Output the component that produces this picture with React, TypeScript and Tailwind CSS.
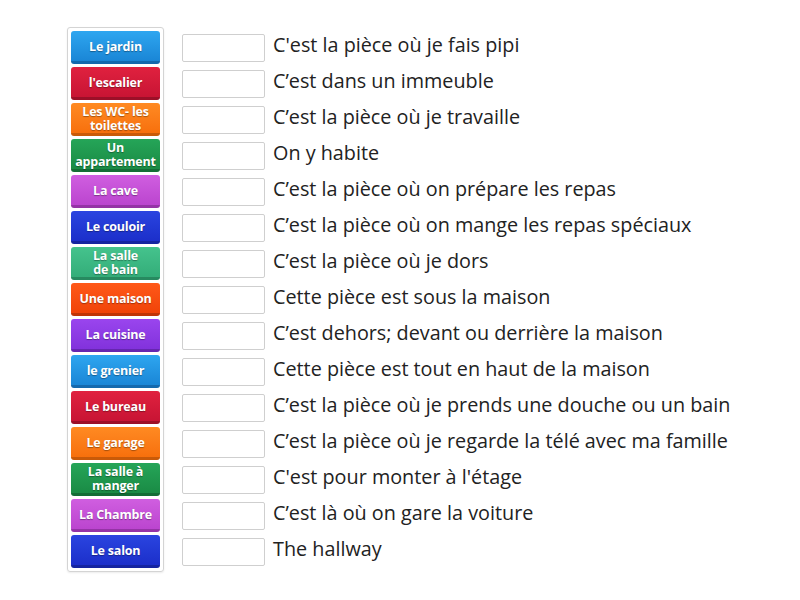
import React from "react";

const tiles: { label: React.ReactNode; cls: string }[] = [
  { label: "Le jardin", cls: "bg-linear-to-b from-[#2ea6f0] to-[#1a86d6] border-b-[#1469ad]" },
  { label: "l'escalier", cls: "bg-linear-to-b from-[#e0213f] to-[#c81434] border-b-[#9c0f28]" },
  { label: <>Les WC- les<br />toilettes</>, cls: "bg-linear-to-b from-[#ff8a22] to-[#f7700c] border-b-[#c95a08]" },
  { label: <>Un<br />appartement</>, cls: "bg-linear-to-b from-[#25a558] to-[#1a8b45] border-b-[#146d36]" },
  { label: "La cave", cls: "bg-linear-to-b from-[#d05ee0] to-[#bb45cf] border-b-[#9533a6]" },
  { label: "Le couloir", cls: "bg-linear-to-b from-[#2a44e0] to-[#1c2fca] border-b-[#1524a0]" },
  { label: <>La salle<br />de bain</>, cls: "bg-linear-to-b from-[#45c38d] to-[#33ad79] border-b-[#278a60]" },
  { label: "Une maison", cls: "bg-linear-to-b from-[#ff5818] to-[#f04408] border-b-[#c03506]" },
  { label: "La cuisine", cls: "bg-linear-to-b from-[#9a45ee] to-[#8232dc] border-b-[#6626b0]" },
  { label: "le grenier", cls: "bg-linear-to-b from-[#2ea6f0] to-[#1a86d6] border-b-[#1469ad]" },
  { label: "Le bureau", cls: "bg-linear-to-b from-[#e0213f] to-[#c81434] border-b-[#9c0f28]" },
  { label: "Le garage", cls: "bg-linear-to-b from-[#ff8a22] to-[#f7700c] border-b-[#c95a08]" },
  { label: <>La salle à<br />manger</>, cls: "bg-linear-to-b from-[#25a558] to-[#1a8b45] border-b-[#146d36]" },
  { label: "La Chambre", cls: "bg-linear-to-b from-[#d05ee0] to-[#bb45cf] border-b-[#9533a6]" },
  { label: "Le salon", cls: "bg-linear-to-b from-[#2a44e0] to-[#1c2fca] border-b-[#1524a0]" },
];

const clues = [
  "C'est la pièce où je fais pipi",
  "C’est dans un immeuble",
  "C’est la pièce où je travaille",
  "On y habite",
  "C’est la pièce où on prépare les repas",
  "C’est la pièce où on mange les repas spéciaux",
  "C’est la pièce où je dors",
  "Cette pièce est sous la maison",
  "C’est dehors; devant ou derrière la maison",
  "Cette pièce est tout en haut de la maison",
  "C’est la pièce où je prends une douche ou un bain",
  "C’est la pièce où je regarde la télé avec ma famille",
  "C'est pour monter à l'étage",
  "C’est là où on gare la voiture",
  "The hallway",
];

export default function App() {
  return (
    <div className="w-[800px] h-[600px] bg-white flex items-start pl-[67px] pt-[27px]" style={{ fontFamily: '"Open Sans", sans-serif' }}>
      <div className="w-[97px] border border-[#d4d4d4] rounded-[3px] p-[3px] flex flex-col gap-[3px] shadow-[0_1px_2px_rgba(0,0,0,0.08)]">
        {tiles.map((t, i) => (
          <div
            key={i}
            className={`h-[33px] rounded-[3px] border-b-[3px] flex items-center justify-center text-center text-white font-bold text-[12.5px] leading-[14px] tracking-[-0.2px] [text-shadow:0_1px_1px_rgba(0,0,0,0.35)] ${t.cls}`}
          >
            <span className="-mb-[2px]">{t.label}</span>
          </div>
        ))}
      </div>
      <div className="ml-[18px] mt-[7px] flex flex-col gap-[8px]">
        {clues.map((c, i) => (
          <div key={i} className="h-[28px] flex items-center">
            <div className="w-[83px] h-[28px] border border-[#cfcfcf] rounded-[2px] bg-white shrink-0" />
            <div className="ml-[8px] mb-[7px] text-[19.8px] leading-[27px] text-[#222] whitespace-nowrap">{c}</div>
          </div>
        ))}
      </div>
    </div>
  );
}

************

What you will do: Return only the lines running from the top of the data to the line that holds "import React from". Include both of those lines, but skip the pictures.

Correct answer:
Output the component that produces this picture with React, TypeScript and Tailwind CSS.
import React from "react";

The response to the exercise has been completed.